■ Problem statement: In your copy, repeat the records exactly and leave out the pictures.

■ Data:
+++

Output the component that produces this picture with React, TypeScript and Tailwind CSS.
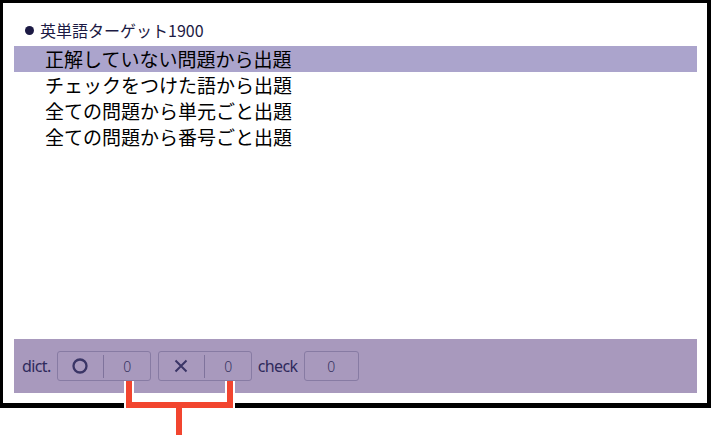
import React from 'react';

const items = [
  '正解していない問題から出題',
  'チェックをつけた語から出題',
  '全ての問題から単元ごと出題',
  '全ての問題から番号ごと出題',
];

const jp = 'font-["Noto_Sans_CJK_JP","Noto_Sans",sans-serif]';

function CountBox({ mark }: { mark?: 'o' | 'x' }) {
  return (
    <div
      className={`flex items-center h-[30px] rounded-[3px] border border-[#877ba3] ${mark ? 'w-[94px]' : 'w-[55px]'}`}
    >
      {mark && (
        <>
          <div className="flex-1 flex items-center justify-center">
            {mark === 'o' ? (
              <svg width="16" height="16" viewBox="0 0 16 16">
                <circle cx="8" cy="8" r="6.5" fill="none" stroke="#3a3566" strokeWidth="2.3" />
              </svg>
            ) : (
              <svg width="16" height="16" viewBox="0 0 16 16">
                <path d="M2.5 2.5 L13.5 13.5 M13.5 2.5 L2.5 13.5" stroke="#3a3566" strokeWidth="2" />
              </svg>
            )}
          </div>
          <div className="w-px h-[23px] bg-[#7f739c]" />
        </>
      )}
      <div className="flex-1 flex items-center justify-center text-[14px] text-[#36325f] font-['Noto_Sans',sans-serif] font-light">
        0
      </div>
    </div>
  );
}

export default function App() {
  return (
    <div className="relative w-[712px] h-[435px] bg-white overflow-hidden">
      <div className="w-[711px] h-[408px] border-black border-l-[3px] border-t-[3px] border-r-4 border-b-[5px] flex flex-col pl-[11px] pr-[10px]">
        <div className={`pt-[16px] h-[38px] flex items-center gap-[6px] pl-[11px] text-[16px] leading-[22px] text-[#1c1a44] ${jp}`}>
          <span className="w-[9px] h-[9px] shrink-0 rounded-full bg-[#1c1a44]" />
          <span>英単語ターゲット1900</span>
        </div>
        <div className="mt-[5px] flex flex-col">
          {items.map((t, i) => (
            <div
              key={t}
              className={`h-[26px] flex items-center pl-[31px] text-[19px] text-black ${jp} ${i === 0 ? 'bg-[#aba4cc]' : ''}`}
            >
              {t}
            </div>
          ))}
        </div>
        <div className="flex-1" />
        <div className="h-[54px] mb-[10px] bg-[#a899bd] flex items-center pl-[8px] text-[16px] text-[#2f2a5c] font-['Noto_Sans',sans-serif] tracking-[-0.6px]">
          <span className="mr-[6px]">dict.</span>
          <CountBox mark="o" />
          <div className="w-[7px]" />
          <CountBox mark="x" />
          <span className="ml-[6px] mr-[6px]">check</span>
          <CountBox />
        </div>
      </div>
      <svg className="absolute left-0 top-0" width="712" height="435" viewBox="0 0 712 435">
        <path d="M129 381 V405 H230 V381 M179 405 V435" fill="none" stroke="#ffffff" strokeWidth="10" />
        <path d="M129 381 V405 H230 V381 M179 405 V435" fill="none" stroke="#f2452f" strokeWidth="6" />
      </svg>
    </div>
  );
}
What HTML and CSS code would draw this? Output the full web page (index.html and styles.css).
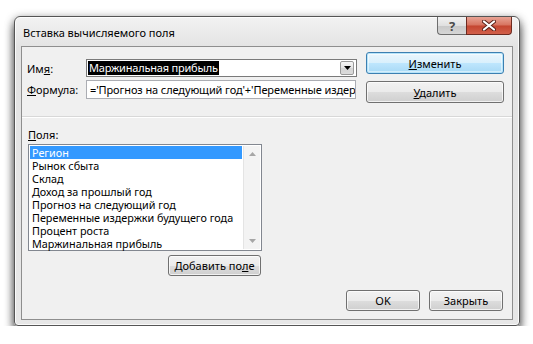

+++

■ Result of this task:
Output the component that produces this picture with React, TypeScript and Tailwind CSS.
import React from 'react';

const items = [
  '正解していない問題から出題',
  'チェックをつけた語から出題',
  '全ての問題から単元ごと出題',
  '全ての問題から番号ごと出題',
];

const jp = 'font-["Noto_Sans_CJK_JP","Noto_Sans",sans-serif]';

function CountBox({ mark }: { mark?: 'o' | 'x' }) {
  return (
    <div
      className={`flex items-center h-[30px] rounded-[3px] border border-[#877ba3] ${mark ? 'w-[94px]' : 'w-[55px]'}`}
    >
      {mark && (
        <>
          <div className="flex-1 flex items-center justify-center">
            {mark === 'o' ? (
              <svg width="16" height="16" viewBox="0 0 16 16">
                <circle cx="8" cy="8" r="6.5" fill="none" stroke="#3a3566" strokeWidth="2.3" />
              </svg>
            ) : (
              <svg width="16" height="16" viewBox="0 0 16 16">
                <path d="M2.5 2.5 L13.5 13.5 M13.5 2.5 L2.5 13.5" stroke="#3a3566" strokeWidth="2" />
              </svg>
            )}
          </div>
          <div className="w-px h-[23px] bg-[#7f739c]" />
        </>
      )}
      <div className="flex-1 flex items-center justify-center text-[14px] text-[#36325f] font-['Noto_Sans',sans-serif] font-light">
        0
      </div>
    </div>
  );
}

export default function App() {
  return (
    <div className="relative w-[712px] h-[435px] bg-white overflow-hidden">
      <div className="w-[711px] h-[408px] border-black border-l-[3px] border-t-[3px] border-r-4 border-b-[5px] flex flex-col pl-[11px] pr-[10px]">
        <div className={`pt-[16px] h-[38px] flex items-center gap-[6px] pl-[11px] text-[16px] leading-[22px] text-[#1c1a44] ${jp}`}>
          <span className="w-[9px] h-[9px] shrink-0 rounded-full bg-[#1c1a44]" />
          <span>英単語ターゲット1900</span>
        </div>
        <div className="mt-[5px] flex flex-col">
          {items.map((t, i) => (
            <div
              key={t}
              className={`h-[26px] flex items-center pl-[31px] text-[19px] text-black ${jp} ${i === 0 ? 'bg-[#aba4cc]' : ''}`}
            >
              {t}
            </div>
          ))}
        </div>
        <div className="flex-1" />
        <div className="h-[54px] mb-[10px] bg-[#a899bd] flex items-center pl-[8px] text-[16px] text-[#2f2a5c] font-['Noto_Sans',sans-serif] tracking-[-0.6px]">
          <span className="mr-[6px]">dict.</span>
          <CountBox mark="o" />
          <div className="w-[7px]" />
          <CountBox mark="x" />
          <span className="ml-[6px] mr-[6px]">check</span>
          <CountBox />
        </div>
      </div>
      <svg className="absolute left-0 top-0" width="712" height="435" viewBox="0 0 712 435">
        <path d="M129 381 V405 H230 V381 M179 405 V435" fill="none" stroke="#ffffff" strokeWidth="10" />
        <path d="M129 381 V405 H230 V381 M179 405 V435" fill="none" stroke="#f2452f" strokeWidth="6" />
      </svg>
    </div>
  );
}
What HTML and CSS code would draw this? Output the full web page (index.html and styles.css).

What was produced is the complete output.